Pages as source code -
════════════════════

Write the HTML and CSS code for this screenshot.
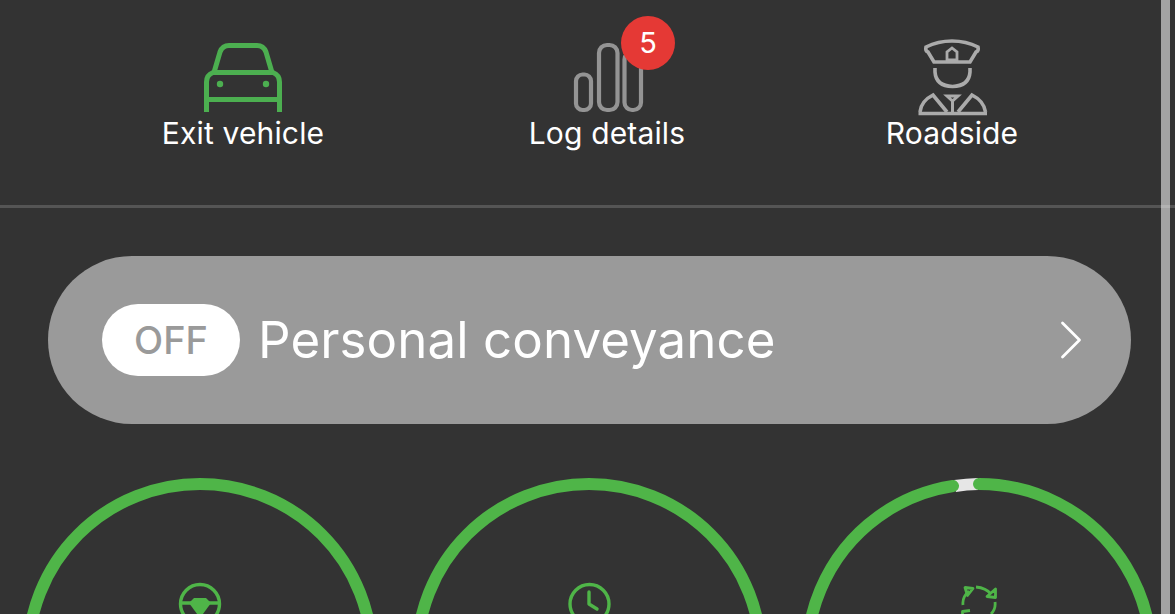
FILE: index.html
```html
<!DOCTYPE html>
<html lang="en">
<head>
<meta charset="utf-8">
<title>Driver dashboard</title>
<link rel="stylesheet" href="styles.css">
</head>
<body>
<div class="page">
  <nav class="nav">
    <a class="nav-item nav-first">
      <svg class="nav-icon" viewBox="204 38 78 80" fill="none" stroke="#4caf50" stroke-width="5">
        <path d="M206.500 112V82Q206.500 75 213 72.500H273Q279.500 75 279.500 82V112"/>
        <path d="M214 72.500L220 52Q222.500 45.500 229 45.500H257Q263.500 45.500 266 52L272 72.500"/>
        <path d="M206.500 99.500H279.500"/>
        <circle cx="220" cy="84" r="3.200" fill="#4caf50" stroke="none"/>
        <circle cx="266" cy="84" r="3.200" fill="#4caf50" stroke="none"/>
      </svg>
      <span class="nav-label">Exit vehicle</span>
    </a>
    <a class="nav-item">
      <svg class="nav-icon" viewBox="568 38 78 80" fill="none" stroke="#949494" stroke-width="4.200">
        <rect x="576" y="74.500" width="15" height="35.500" rx="6.500"/>
        <rect x="599" y="45" width="18.500" height="65" rx="8"/>
        <rect x="624.500" y="52" width="16.500" height="58" rx="7.500"/>
      </svg>
      <span class="nav-label">Log details</span>
      <span class="badge">5</span>
    </a>
    <a class="nav-item">
      <svg class="nav-icon" viewBox="913 38 78 80" fill="none" stroke="#ababab" stroke-width="3.600">
        <path d="M952 41Q938 41 926 47Q925 51 928 52L934 62H970L976 52Q979 51 978 47Q966 41 952 41Z"/>
        <path d="M947 60V52L952 48L957 52V60Z" stroke-width="2.800"/>
        <path d="M935 68V72Q936 86 952.500 86.500Q969 86 970 72V68"/>
        <path d="M918.500 113.500H987"/>
        <path d="M920 112Q921 101 933 95L947 112"/>
        <path d="M985.500 112Q984 101 972 95L958 112"/>
        <path d="M947 96H958L952.500 101ZM952.500 101V112" stroke-width="3"/>
      </svg>
      <span class="nav-label">Roadside</span>
    </a>
  </nav>
  <div class="divider"></div>
  <section class="conveyance">
    <div class="pill">
      <span class="toggle">OFF</span>
      <span class="pill-title">Personal conveyance</span>
      <svg class="chevron" viewBox="0 0 22 38" fill="none" stroke="#fff" stroke-width="2.800" stroke-linecap="round" stroke-linejoin="round">
        <path d="M2.500 2L19.500 19L2.500 36"/>
      </svg>
    </div>
  </section>
  <section class="rings">
    <svg class="ring" viewBox="22 478 356 356" fill="none">
      <circle cx="200" cy="656" r="172" stroke="#4fb548" stroke-width="12"/>
      <g class="ring-icon">
        <circle cx="200" cy="604" r="19.500" stroke="#4fb548" stroke-width="3.400"/>
        <path d="M181 603H192M208 603H219" stroke="#4fb548" stroke-width="3.400"/>
        <path d="M194 598H206L211 603L200 618L189 603Z" fill="#4fb548"/>
      </g>
    </svg>
    <svg class="ring" viewBox="411 478 356 356" fill="none">
      <circle cx="589" cy="656" r="172" stroke="#4fb548" stroke-width="12"/>
      <g class="ring-icon">
        <circle cx="589.500" cy="604" r="19.500" stroke="#4fb548" stroke-width="3.400"/>
        <path d="M589 592V604L597 609" stroke="#4fb548" stroke-width="3.400" stroke-linecap="round" stroke-linejoin="round"/>
      </g>
    </svg>
    <svg class="ring" viewBox="800 478 356 356" fill="none">
      <path d="M955 486A172 172 0 0 1 978 484" stroke="#e6e6e6" stroke-width="12"/>
      <path d="M979 484A172 172 0 1 1 953 486" stroke="#4fb548" stroke-width="12" stroke-linecap="round"/>
      <g class="ring-icon" stroke="#4fb548" stroke-width="2.800" stroke-linejoin="round">
        <path d="M976 587Q986 588 991 594"/>
        <path d="M995.500 589V597.500L987 596.500Z"/>
        <path d="M963 605Q962 597 969 591"/>
        <path d="M965 587.500L973 588.500L967.500 595.500Z"/>
        <path d="M995 602Q996 609 991 614"/>
        <path d="M962.500 616V611.500L970 610.500"/>
      </g>
    </svg>
  </section>
  <div class="scrollbar"></div>
</div>
</body>
</html>
```
FILE: styles.css
```css
* { box-sizing: border-box; }
html, body { margin: 0; height: 100%; }
body { background: #333; overflow: hidden; font-family: Inter, "Noto Sans", sans-serif; color: #fff; }
.page { position: relative; width: 1175px; height: 614px; overflow: hidden; }
.nav { display: grid; grid-template-columns: 364px 364px 326px; padding: 38px 0 0 61px; height: 205px; }
.nav-item { position: relative; display: flex; flex-direction: column; align-items: center; height: 122px; }
.nav-icon { display: block; width: 78px; height: 80px; flex: none; filter: blur(0.5px); }
.nav-label { font-size: 30px; line-height: 30px; letter-spacing: 0.15px; white-space: nowrap; }
.badge { position: absolute; left: 196px; top: -22px; width: 54px; height: 54px; border-radius: 50%; background: #e53935; font-size: 29px; line-height: 54px; text-align: center; }
.divider { height: 3px; background: #555; }
.conveyance { padding: 48px 44px 54px 48px; }
.pill { display: flex; align-items: center; height: 168px; border-radius: 84px; background: #9a9a9a; padding: 0 49px 0 54px; }
.toggle { width: 138px; height: 72px; flex: none; border-radius: 36px; background: #fff; color: #9a9a9a; font-size: 38px; font-weight: 500; line-height: 72px; text-align: center; }
.pill-title { flex: 1; margin-left: 18px; font-size: 51px; line-height: 60px; letter-spacing: 0.1px; white-space: nowrap; }
.chevron { display: block; width: 22px; height: 38px; flex: none; }
.rings { display: flex; gap: 33px; padding-left: 22px; }
.ring { display: block; width: 356px; height: 356px; flex: none; }
.ring-icon { filter: blur(0.4px); }
.scrollbar { position: absolute; top: 0; bottom: 0; left: 1161px; width: 9px; background: rgba(255, 255, 255, 0.55); }
```
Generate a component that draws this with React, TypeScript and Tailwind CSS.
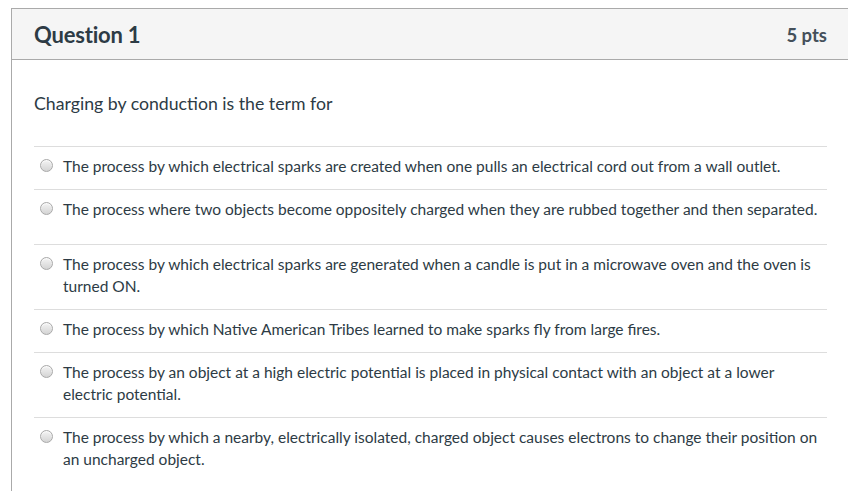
const answers = [
  { text: 'The process by which electrical sparks are created when one pulls an electrical cord out from a wall outlet.', extra: false },
  { text: 'The process where two objects become oppositely charged when they are rubbed together and then separated.', extra: true },
  { text: 'The process by which electrical sparks are generated when a candle is put in a microwave oven and the oven is turned ON.', extra: false },
  { text: 'The process by which Native American Tribes learned to make sparks fly from large fires.', extra: false },
  { text: 'The process by an object at a high electric potential is placed in physical contact with an object at a lower electric potential.', extra: false },
  { text: 'The process by which a nearby, electrically isolated, charged object causes electrons to change their position on an uncharged object.', extra: false },
]

function Radio() {
  return (
    <span className="mt-[4px] w-[13px] h-[13px] shrink-0 rounded-full border border-[#a9a9a9] bg-gradient-to-b from-[#f4f4f4] to-[#d4d4d4] shadow-[inset_0_1px_1px_rgba(255,255,255,0.8)]" />
  )
}

export default function App() {
  return (
    <div className="w-screen h-screen overflow-hidden bg-white font-['Lato','Liberation_Sans',sans-serif] text-[#2d3b45]">
      <div className="ml-[11px] mt-[8px] w-[839px] border border-[#aaaaaa]">
        <div className="h-[51px] bg-[#f5f5f5] border-b border-[#aaaaaa] px-[22px] flex items-center justify-between">
          <h2 className="text-[22px] font-bold tracking-[-0.2px]">Question 1</h2>
          <span className="mt-[3px] text-[18.5px] font-bold text-[#44505a]">5 pts</span>
        </div>
        <div className="px-[22px] pt-[31px] pb-[30px]">
          <p className="text-[17.7px] leading-[26px]">Charging by conduction is the term for</p>
          <div className="mt-[29px]">
            {answers.map((a, i) => (
              <div
                key={i}
                className={`border-t border-[#dddddd] pl-[6px] pt-[8px] flex items-start gap-[10px] ${a.extra ? 'pb-[24px]' : 'pb-[12px]'}`}
              >
                <Radio />
                <p className="text-[15.5px] leading-[22px]">{a.text}</p>
              </div>
            ))}
          </div>
        </div>
      </div>
    </div>
  )
}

════════════════════

List the lines of the material in which the word "with" occurs.

Correct response -
Generate a component that draws this with React, TypeScript and Tailwind CSS.
  { text: 'The process by an object at a high electric potential is placed in physical contact with an object at a lower electric potential.', extra: false },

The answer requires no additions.